Il y a un petit patio pour la sieste et un balcon ouvert sur la rivière. Je regarde le ballet des libellules noires et la nuit j'écoute le chant des gekkos. Il y en a dans toutes les maisons, dans chaque pièce. Ces drôles de petits lézards sortent le soir lorsque tombe la nuit et qu'on allume les lumières, attirant les insectes volants.


Le gérant de la Sala Sae Guesthouse a acheté un gibbon à favoris blancs, espèce pourtant protégée, au marché de Paksé. La cage est trop petite, toutes les cages sont toujours trop petites. On se croirait au Jardin des Plantes. C'est triste.


Il est agréable de marcher pieds nus sur les planchers de teck. Partout, nous laissons nos sandales sur le seuil. Ayant attrapé mal à la gorge entre les mauvaises clims et les tuk-tuks ouverts, nous nous soignons au miel sauvage où nagent encore quelques grains de pollen rouge. Farniente.


Pas tout à fait. Nous avons fait plusieurs belles promenades à vélo au milieu des rizières et dans la forêt jusqu'aux chutes d'eau qui se révèlent ici et là... Pour rejoindre le village de pêcheurs de Ban Hang Khône, au fin fond de l'île de Don Khône, nous avons dû enjamber des ponts cassés en portant nos bicyclettes, marchant prudemment sur les traverses en métal oxydé de l'ancien chemin de fer colonial français et gravissant des pentes verticales terreuses.


Il reste encore une vieille locomotive du temps de la présence française, mais tout le monde a oublié. Le passé n'a pas d'importance, les asiatiques pensent l'avenir.


Comme nous partons tôt, nous ne rencontrons pratiquement personne sur les chemins. Juste quelques animaux apeurés entendus filer sous les feuilles mortes, elles-mêmes tombant des hautes branches comme des hélicoptères. Le long des berges cambodgiennes, nous sommes restés un moment sur un rocher au milieu de l'eau à regarder sauter les derniers dauphins d'eau douce, dits d'Irrawady, du nom du fleuve birman où l'on en trouve également.

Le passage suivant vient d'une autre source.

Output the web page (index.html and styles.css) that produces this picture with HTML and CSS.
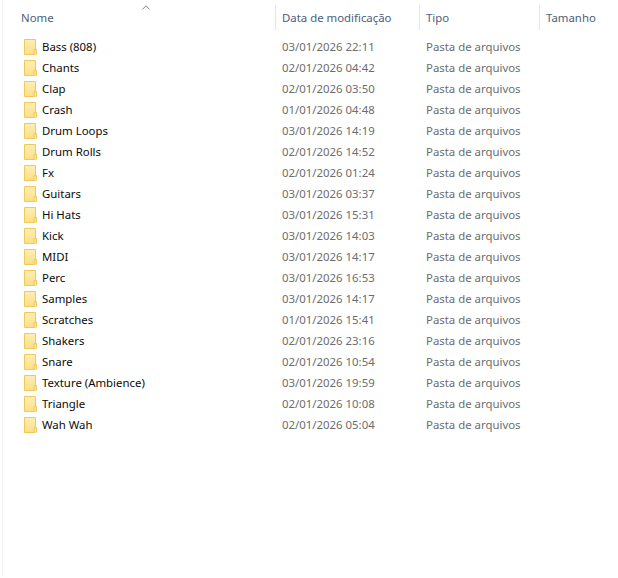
FILE: index.html
```html
<!DOCTYPE html>
<html lang="pt">
<head>
<meta charset="utf-8">
<title>Pasta</title>
<link rel="stylesheet" href="styles.css">
</head>
<body>
<svg class="defs" width="0" height="0" aria-hidden="true">
  <defs>
    <linearGradient id="fill" x1="0" y1="0" x2="0" y2="1">
      <stop offset="0" stop-color="#ffeeb4"/>
      <stop offset="1" stop-color="#fcdf86"/>
    </linearGradient>
    <symbol id="folder" viewBox="0 0 13 16">
      <path d="M.5.5h11v15H.5z" fill="url(#fill)" stroke="#f0c95c"/>
      <path d="M10 15.500V10.500h2.500v5" fill="#fbe39a" stroke="#f0c95c"/>
    </symbol>
  </defs>
</svg>
<main class="list">
  <header class="head">
    <svg class="sort" width="8" height="5" viewBox="0 0 8 5"><path d="M.3 4.500 4 .8 7.700 4.500" fill="none" stroke="#808080"/></svg>
    <div class="col col-name">Nome</div>
    <div class="col col-date">Data de modificação</div>
    <div class="col col-type">Tipo</div>
    <div class="col col-size">Tamanho</div>
  </header>
  <div class="rows">
    <div class="row"><div class="name"><svg class="ico"><use href="#folder"/></svg>Bass (808)</div><div class="date">03/01/2026 22:11</div><div class="type">Pasta de arquivos</div></div>
    <div class="row"><div class="name"><svg class="ico"><use href="#folder"/></svg>Chants</div><div class="date">02/01/2026 04:42</div><div class="type">Pasta de arquivos</div></div>
    <div class="row"><div class="name"><svg class="ico"><use href="#folder"/></svg>Clap</div><div class="date">02/01/2026 03:50</div><div class="type">Pasta de arquivos</div></div>
    <div class="row"><div class="name"><svg class="ico"><use href="#folder"/></svg>Crash</div><div class="date">01/01/2026 04:48</div><div class="type">Pasta de arquivos</div></div>
    <div class="row"><div class="name"><svg class="ico"><use href="#folder"/></svg>Drum Loops</div><div class="date">03/01/2026 14:19</div><div class="type">Pasta de arquivos</div></div>
    <div class="row"><div class="name"><svg class="ico"><use href="#folder"/></svg>Drum Rolls</div><div class="date">02/01/2026 14:52</div><div class="type">Pasta de arquivos</div></div>
    <div class="row"><div class="name"><svg class="ico"><use href="#folder"/></svg>Fx</div><div class="date">02/01/2026 01:24</div><div class="type">Pasta de arquivos</div></div>
    <div class="row"><div class="name"><svg class="ico"><use href="#folder"/></svg>Guitars</div><div class="date">03/01/2026 03:37</div><div class="type">Pasta de arquivos</div></div>
    <div class="row"><div class="name"><svg class="ico"><use href="#folder"/></svg>Hi Hats</div><div class="date">03/01/2026 15:31</div><div class="type">Pasta de arquivos</div></div>
    <div class="row"><div class="name"><svg class="ico"><use href="#folder"/></svg>Kick</div><div class="date">03/01/2026 14:03</div><div class="type">Pasta de arquivos</div></div>
    <div class="row"><div class="name"><svg class="ico"><use href="#folder"/></svg>MIDI</div><div class="date">03/01/2026 14:17</div><div class="type">Pasta de arquivos</div></div>
    <div class="row"><div class="name"><svg class="ico"><use href="#folder"/></svg>Perc</div><div class="date">03/01/2026 16:53</div><div class="type">Pasta de arquivos</div></div>
    <div class="row"><div class="name"><svg class="ico"><use href="#folder"/></svg>Samples</div><div class="date">03/01/2026 14:17</div><div class="type">Pasta de arquivos</div></div>
    <div class="row"><div class="name"><svg class="ico"><use href="#folder"/></svg>Scratches</div><div class="date">01/01/2026 15:41</div><div class="type">Pasta de arquivos</div></div>
    <div class="row"><div class="name"><svg class="ico"><use href="#folder"/></svg>Shakers</div><div class="date">02/01/2026 23:16</div><div class="type">Pasta de arquivos</div></div>
    <div class="row"><div class="name"><svg class="ico"><use href="#folder"/></svg>Snare</div><div class="date">02/01/2026 10:54</div><div class="type">Pasta de arquivos</div></div>
    <div class="row"><div class="name"><svg class="ico"><use href="#folder"/></svg>Texture (Ambience)</div><div class="date">03/01/2026 19:59</div><div class="type">Pasta de arquivos</div></div>
    <div class="row"><div class="name"><svg class="ico"><use href="#folder"/></svg>Triangle</div><div class="date">02/01/2026 10:08</div><div class="type">Pasta de arquivos</div></div>
    <div class="row"><div class="name"><svg class="ico"><use href="#folder"/></svg>Wah Wah</div><div class="date">02/01/2026 05:04</div><div class="type">Pasta de arquivos</div></div>
  </div>
</main>
</body>
</html>
```
FILE: styles.css
```css
* { box-sizing: border-box; }
html, body { margin: 0; height: 100%; background: #fff; overflow: hidden; }
body { padding-left: 2px; font-family: "Noto Sans", "Open Sans", sans-serif; font-size: 11.4px; }
.defs { position: absolute; }
.list { height: 577px; border-left: 1px solid #f3f3f3; }
.head, .row { display: grid; grid-template-columns: 272px 144px 120px 1fr; }
.head { position: relative; height: 36px; padding-top: 5px; color: #4c607a; }
.sort { position: absolute; left: 139px; top: 5px; }
.col { height: 25px; line-height: 26px; padding-left: 6px; border-left: 1px solid #e5e5e5; }
.col-name { padding-left: 18px; border-left: 0; }
.rows { display: flex; flex-direction: column; }
.row { height: 21px; line-height: 21px; color: #6d6d6d; }
.date, .type { padding-left: 7px; }
.name { display: flex; align-items: center; gap: 5px; padding-left: 21px; color: #0a0a0a; }
.ico { width: 13px; height: 16px; flex: none; }
```
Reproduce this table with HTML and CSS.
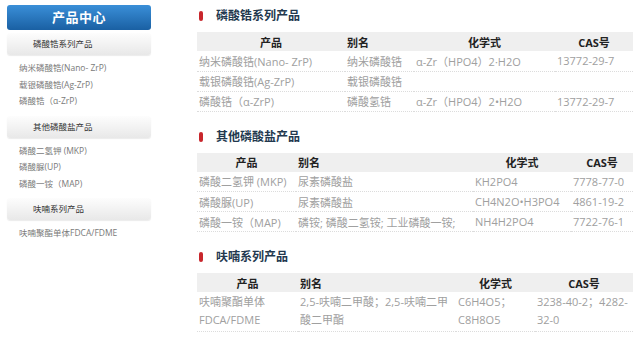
FILE: index.html
```html
<!DOCTYPE html>
<html lang="zh-CN">
<head>
<meta charset="utf-8">
<title>产品中心</title>
<link rel="stylesheet" href="styles.css">
</head>
<body>
<div class="page">
  <aside class="sidebar">
    <div class="side-head">产品中心</div>
    <div class="cat">磷酸锆系列产品</div>
    <ul class="items">
      <li>纳米磷酸锆(Nano- ZrP)</li>
      <li>载银磷酸锆(Ag-ZrP)</li>
      <li>磷酸锆（α-ZrP)</li>
    </ul>
    <div class="cat">其他磷酸盐产品</div>
    <ul class="items">
      <li>磷酸二氢钾 (MKP)</li>
      <li>磷酸脲(UP)</li>
      <li>磷酸一铵（MAP)</li>
    </ul>
    <div class="cat">呋喃系列产品</div>
    <ul class="items">
      <li>呋喃聚酯单体FDCA/FDME</li>
    </ul>
  </aside>

  <main class="main">
    <section class="sec">
      <h2 class="sec-title"><span class="mark"></span>磷酸锆系列产品</h2>
      <table class="tbl">
        <colgroup><col style="width:148px"><col style="width:69px"><col style="width:141px"><col style="width:78px"></colgroup>
        <thead>
          <tr><th class="c">产品</th><th>别名</th><th class="c">化学式</th><th class="c">CAS号</th></tr>
        </thead>
        <tbody>
          <tr><td>纳米磷酸锆(Nano- ZrP)</td><td>纳米磷酸锆</td><td>α-Zr（HPO4）2·H2O</td><td>13772-29-7</td></tr>
          <tr><td>载银磷酸锆(Ag-ZrP)</td><td>载银磷酸锆</td><td></td><td></td></tr>
          <tr><td>磷酸锆（α-ZrP)</td><td>磷酸氢锆</td><td>α-Zr（HPO4）2•H2O</td><td>13772-29-7</td></tr>
        </tbody>
      </table>
    </section>

    <section class="sec">
      <h2 class="sec-title"><span class="mark"></span>其他磷酸盐产品</h2>
      <table class="tbl">
        <colgroup><col style="width:99px"><col style="width:177px"><col style="width:98px"><col style="width:62px"></colgroup>
        <thead>
          <tr><th class="c">产品</th><th>别名</th><th class="c">化学式</th><th class="c">CAS号</th></tr>
        </thead>
        <tbody>
          <tr><td>磷酸二氢钾 (MKP)</td><td>尿素磷酸盐</td><td>KH2PO4</td><td>7778-77-0</td></tr>
          <tr><td>磷酸脲(UP)</td><td>尿素磷酸盐</td><td>CH4N2O•H3PO4</td><td>4861-19-2</td></tr>
          <tr><td>磷酸一铵（MAP)</td><td>磷铵; 磷酸二氢铵; 工业磷酸一铵;</td><td>NH4H2PO4</td><td>7722-76-1</td></tr>
        </tbody>
      </table>
    </section>

    <section class="sec">
      <h2 class="sec-title"><span class="mark"></span>呋喃系列产品</h2>
      <table class="tbl tbl-wrap">
        <colgroup><col style="width:101px"><col style="width:158px"><col style="width:79px"><col style="width:98px"></colgroup>
        <thead>
          <tr><th class="c">产品</th><th>别名</th><th class="c">化学式</th><th class="c">CAS号</th></tr>
        </thead>
        <tbody>
          <tr><td>呋喃聚酯单体<br>FDCA/FDME</td><td>2,5-呋喃二甲酸；2,5-呋喃二甲<br>酸二甲酯</td><td>C6H4O5；<br>C8H8O5</td><td>3238-40-2；4282-<br>32-0</td></tr>
        </tbody>
      </table>
    </section>
  </main>
</div>
</body>
</html>
```

FILE: styles.css
```css
* { box-sizing: border-box; }
html, body { margin: 0; padding: 0; background: #fff; }
body {
  font-family: "Open Sans", "Noto Sans CJK SC", sans-serif;
  width: 640px;
  height: 338px;
  overflow: hidden;
}
.page {
  display: flex;
  align-items: flex-start;
}
.sidebar {
  width: 144px;
  margin: 5px 0 0 7px;
  flex: none;
}
.side-head {
  height: 25px;
  line-height: 25px;
  text-align: center;
  color: #fff;
  font-weight: bold;
  font-size: 13px;
  border-radius: 3px;
  background: linear-gradient(#3a8fd8, #1a60a3);
  margin-bottom: 3px;
  letter-spacing: 0.5px;
}
.cat {
  height: 22px;
  line-height: 22px;
  padding-left: 26px;
  font-size: 8.5px;
  color: #333;
  border-radius: 3px;
  background: linear-gradient(#fdfdfd, #e8e8e8);
  box-shadow: 0 1px 1px rgba(0,0,0,0.08);
}
.items {
  list-style: none;
  margin: 0;
  padding: 5px 0 6px 12px;
}
.items li {
  font-size: 8.5px;
  line-height: 16.5px;
  color: #7a7a7a;
  white-space: nowrap;
}
.main {
  margin-left: 46px;
  width: 436px;
  flex: none;
  display: flex;
  flex-direction: column;
  gap: 15px;
  padding-top: 6px;
}
.sec-title {
  margin: 0 0 6px 0;
  height: 20px;
  line-height: 20px;
  font-size: 12px;
  font-weight: bold;
  color: #22384e;
  display: flex;
  align-items: center;
}
.mark {
  width: 4px;
  height: 10px;
  border-radius: 2px;
  background: #c8262c;
  margin: 0 13px 0 2px;
}
.tbl {
  width: 436px;
  table-layout: fixed;
  border-collapse: collapse;
}
.tbl th {
  height: 19px;
  padding: 0 2px;
  background: #efefef;
  font-size: 11px;
  font-weight: bold;
  color: #222;
  text-align: left;
  white-space: nowrap;
}
.tbl th.c { text-align: center; }
.tbl td {
  height: 20px;
  padding: 0 2px;
  font-size: 11px;
  color: #a0a0a0;
  white-space: nowrap;
  border-bottom: 1px dotted #dcdcdc;
  overflow: hidden;
}
.tbl-wrap td {
  height: 39px;
  line-height: 18px;
}
```
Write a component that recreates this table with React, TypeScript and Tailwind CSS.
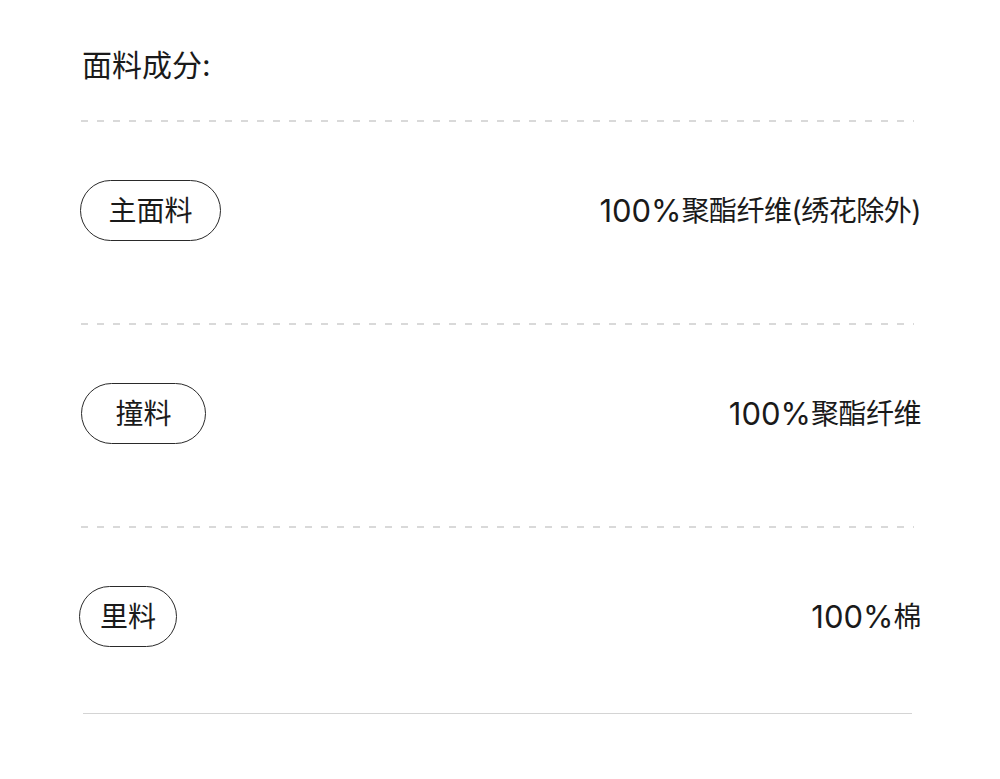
const rows = [
  { label: "主面料", width: "w-[141px]", num: "100%", rest: "聚酯纤维(绣花除外)", offset: "ml-0" },
  { label: "撞料", width: "w-[125px]", num: "100%", rest: "聚酯纤维", offset: "ml-[1px]" },
  { label: "里料", width: "w-[98px]", num: "100%", rest: "棉", offset: "-ml-[1px]" },
];

function Dashed() {
  return (
    <div className="ml-[1px] mr-[6px] h-[2px] bg-[linear-gradient(to_right,#d9d9d9_0,#d9d9d9_7px,transparent_7px)] bg-[length:16px_2px] bg-repeat-x" />
  );
}

export default function App() {
  return (
    <div className="min-h-[779px] w-[1000px] bg-white px-[80px] pt-[45px] font-['Inter','Noto_Sans_CJK_SC',sans-serif] text-[#1a1a1a]">
      <h1 className="ml-[2px] h-[40px] text-[30px] leading-[40px] font-normal">面料成分:</h1>
      <div className="mt-[35px]">
        {rows.map((row) => (
          <div key={row.label}>
            <Dashed />
            <div className="flex h-[201px] items-start justify-between pt-[58px]">
              <div
                className={`${row.width} ${row.offset} flex h-[61px] items-center justify-center rounded-full border border-[#2a2a2a] text-[28px] leading-none`}
              >
                {row.label}
              </div>
              <div className="-mr-[1px] flex h-[61px] items-center text-[28px] leading-none">
                <span className="text-[31px]">{row.num}</span>
                <span className="tracking-[-0.5px]">{row.rest}</span>
              </div>
            </div>
          </div>
        ))}
      </div>
      <div className="-mt-[16px] ml-[3px] mr-[8px] h-px bg-[#d4d4d4]" />
    </div>
  );
}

Je prends des photos ringardes de coucher de soleil et le matin je me lève à 6h pour écouter la symphonie animale. Le soleil tape fort. Avec ma calvitie naissante je dois porter une casquette. Mon père l'avait au même endroit, mais il prétendait que c'était à force de lire assis dans le lit, la tête appuyée sur le mur ! Papa aurait aimé le Laos. Il aurait certainement plongé dans les eaux glauques comme les pêcheurs décrochant leurs filets et les femmes y lavant leur linge ou faisant leur toilette. Peu d'étrangers s'y risquent. Nous nous reposons enfin avant de remonter à Paksé pour nous envoler vers Bangkok où nous passerons nos deux derniers jours de vacances. Le mois est presque terminé.